BigLake Metastore: The Single Source of Truth
To enable multiple compute engines to share the same Iceberg tables without copying data or duplicating metadata, Google provides BigLake Metastore — a fully managed, serverless metadata service. It exposes the standard Apache Iceberg REST catalog interface, which means any engine that speaks the Iceberg REST spec (Spark, Trino, Flink, and others) can register and read tables from the same central registry that BigQuery uses.
This has two important security implications. First, credential vending: BigLake Metastore can assume a service account’s permissions to access underlying GCS buckets, so analysts can query data through BigQuery without requiring direct read/write access to the storage layer. Second, centralised policies defined once in Dataplex Universal Catalog — such as row-level or column-level security — are enforced consistently across every engine that queries through BigLake.
Key BigLake Capabilities
- Engine interoperability
- Credential vending
- Unified governance via Dataplex
- Iceberg REST Catalog support
- Native DML on Iceberg (
UPDATE/DELETE/MERGE) - Serverless, fully managed
BigLake Tables in BigQuery: How It Works
There are two ways to expose Iceberg data through BigQuery, depending on who creates and owns the table:
External BigLake tables (OSS-created): An external tool such as Spark creates the Iceberg table and its metadata on GCS, then registers it with BigLake Metastore. BigQuery exposes this as an external table. BigLake reads the Iceberg metadata for optimised query planning — applying partition pruning and clustering hints — and BigQuery’s Dremel engine queries the data files directly. No data movement occurs.

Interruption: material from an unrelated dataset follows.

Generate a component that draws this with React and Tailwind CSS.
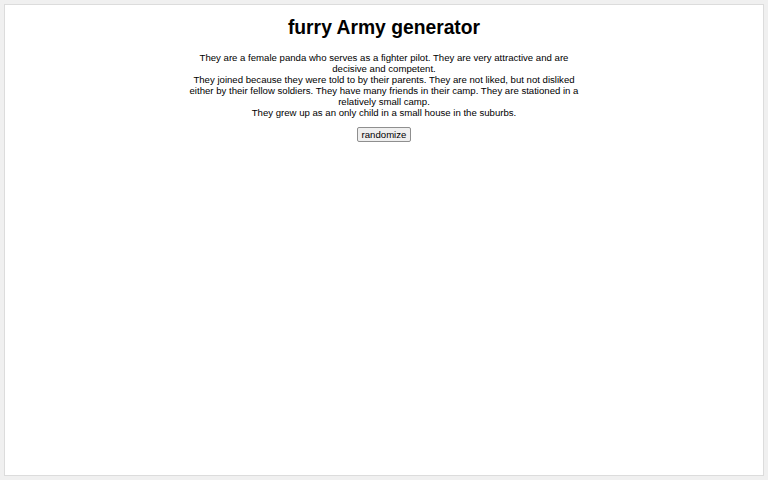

BigLake tables for Apache Iceberg (BigQuery-managed): For teams that want a fully managed experience, BigQuery can also create and own the Iceberg table directly. This provides the same open-format storage on GCS but with BigQuery handling all metadata management. Both read and full DML operations — INSERT, UPDATE, DELETE, MERGE — are supported natively, giving you warehouse-grade write semantics on your own GCS bucket.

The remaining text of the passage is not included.